Where I think that Lears is spot on, is his assertion that the Right has learned the lessons of Antonio Gramsci better than the Left. On the one hand, some might argue that the Left, of course, is at a disadvantage by definition. The Right wants to keep the culture the way it is (more or less), the Left wants to change it. This means that the Left is in the business of cultural creation, while all the Right has to do is defend what already exists. Unfortunately, the Left seems to think they can cherry-pick their causes, or to put it another way, the Left seems to think they can work within the system, when what they really are trying to do is reinvent the system.

On the other hand, America seems to have a contradictory set of values and perhaps the Left just needs to do a better job of living up to/disseminating/what have you, the values that it emphasizes. Of course, this is made only more difficult by the "critical attitude" which tends to reject everything.

Lears goes on to point out the limits of identity politics, while at the same time acknowledging the understandability of the movement in that direction. The obvious limitation being the fragmentation and ultimately, what Tony Judt might see as an anti-humanitarian streak - the tendency for cultural studies to devolve into the study of us by us, which creates a lack of understanding among peoples. Lears uses a turn of phrase to describe another issue with where this led: "a kind of left-wing Reaganism" that celebrated the cult of the individual, at the expense of community and what the Left would describe as social-consciousness.

1 comment:

Anonymous said...

I'm enjoying reading your critique of each response. I believe the left has largely become stagnant because they now dominant majority of media. All their opinions are being reinforced via new, comedy, children's shows, etc.

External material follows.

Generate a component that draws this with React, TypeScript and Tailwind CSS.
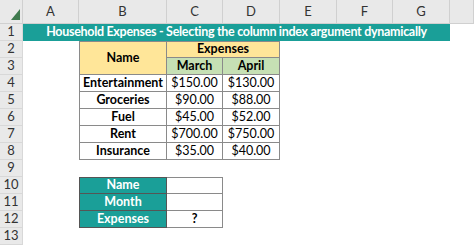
import React from 'react';

const cols = ['A', 'B', 'C', 'D', 'E', 'F', 'G', ''];

const rows = [
  { name: 'Entertainment', march: '$150.00', april: '$130.00' },
  { name: 'Groceries', march: '$90.00', april: '$88.00' },
  { name: 'Fuel', march: '$45.00', april: '$52.00' },
  { name: 'Rent', march: '$700.00', april: '$750.00' },
  { name: 'Insurance', march: '$35.00', april: '$40.00' },
];

const lookup = ['Name', 'Month', 'Expenses'];

export default function App() {
  return (
    <div
      className="w-[474px] h-[245px] overflow-hidden bg-white text-black"
      style={{ fontFamily: 'Lato, "Noto Sans", sans-serif' }}
    >
      <div className="grid grid-cols-[23px_56px_88px_56px_57px_57px_56px_57px_1fr] grid-rows-[24px_repeat(13,17px)] text-[12.5px]">
        {/* Corner */}
        <div className="col-start-1 row-start-1 bg-[#e9e9e9] border-r border-b border-[#d0d0d0] relative">
          <svg className="absolute right-[2px] bottom-[3px]" width="9" height="11" viewBox="0 0 9 11">
            <polygon points="9,0 9,11 0,11" fill="#3f7a4e" />
          </svg>
        </div>

        {/* Column letters */}
        {cols.map((c, i) => (
          <div
            key={'c' + i}
            className="row-start-1 bg-[#e9e9e9] border-r border-b border-[#d0d0d0] flex items-center justify-center text-[13px] text-[#333]"
            style={{ gridColumnStart: i + 2 }}
          >
            {c}
          </div>
        ))}

        {/* Row numbers */}
        {Array.from({ length: 13 }, (_, i) => (
          <div
            key={'r' + i}
            className="col-start-1 bg-[#e9e9e9] border-r border-b border-[#d8d8d8] flex items-center justify-center text-[13px] text-[#333]"
            style={{ gridRowStart: i + 2 }}
          >
            {i + 1}
          </div>
        ))}

        {/* Title banner */}
        <div className="col-start-2 col-span-7 row-start-2 bg-[#1a9f98] flex items-center justify-center text-white font-bold text-[12.5px] tracking-[-0.3px]">
          Household Expenses - Selecting the column index argument dynamically
        </div>

        {/* Table header */}
        <div className="col-start-3 row-start-3 row-span-2 bg-[#ffe699] border border-[#8a8a8a] flex items-center justify-center font-bold">
          Name
        </div>
        <div className="col-start-4 col-span-2 row-start-3 bg-[#ffe699] border-t border-r border-b border-[#8a8a8a] flex items-center justify-center font-bold">
          Expenses
        </div>
        <div className="col-start-4 row-start-4 bg-[#c6e0b4] border-r border-b border-[#8a8a8a] flex items-center justify-center font-bold">
          March
        </div>
        <div className="col-start-5 row-start-4 bg-[#c6e0b4] border-r border-b border-[#8a8a8a] flex items-center justify-center font-bold">
          April
        </div>

        {/* Table body */}
        {rows.map((r, i) => (
          <React.Fragment key={r.name}>
            <div
              className="col-start-3 border-l border-r border-b border-[#8a8a8a] flex items-center justify-center font-bold"
              style={{ gridRowStart: i + 5 }}
            >
              {r.name}
            </div>
            <div
              className="col-start-4 border-r border-b border-[#8a8a8a] flex items-center justify-center"
              style={{ gridRowStart: i + 5 }}
            >
              {r.march}
            </div>
            <div
              className="col-start-5 border-r border-b border-[#8a8a8a] flex items-center justify-center"
              style={{ gridRowStart: i + 5 }}
            >
              {r.april}
            </div>
          </React.Fragment>
        ))}

        {/* Lookup table */}
        {lookup.map((l, i) => (
          <React.Fragment key={l}>
            <div
              className={`col-start-3 bg-[#1a9f98] border-l border-r border-b border-[#555] flex items-center justify-center text-white font-bold ${i === 0 ? 'border-t' : ''}`}
              style={{ gridRowStart: i + 11 }}
            >
              {l}
            </div>
            <div
              className={`col-start-4 border-r border-b border-[#8a8a8a] flex items-center justify-center font-bold ${i === 0 ? 'border-t' : ''}`}
              style={{ gridRowStart: i + 11 }}
            >
              {i === 2 ? '?' : ''}
            </div>
          </React.Fragment>
        ))}
      </div>
    </div>
  );
}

So they no longer feel any ergency to do anything.

Same reason they don't react when the right doesn't do anything because every immediate media tells them they are right and o' so bright. If you ever run past shows like Bill Maher's, he and his audience seem far more content on patting themselves on the back about the obvious or making jokes about how dumb the other side is.

There simply can't be a counter culture when you percieve yourself to be the dominant culture. What exactly are you reacting against? What is causing you to want to react? Unfortunately the left has now essentionally became like Jon Stewart's or Stephen Colbert's main audience, middle class college educated white males who are far more content on pointing out the obvious to boost their own ego than to actual be active.

Not that I have anything against either two hosts/comedians, because they are necessary. Their audience has just decided it's good enough.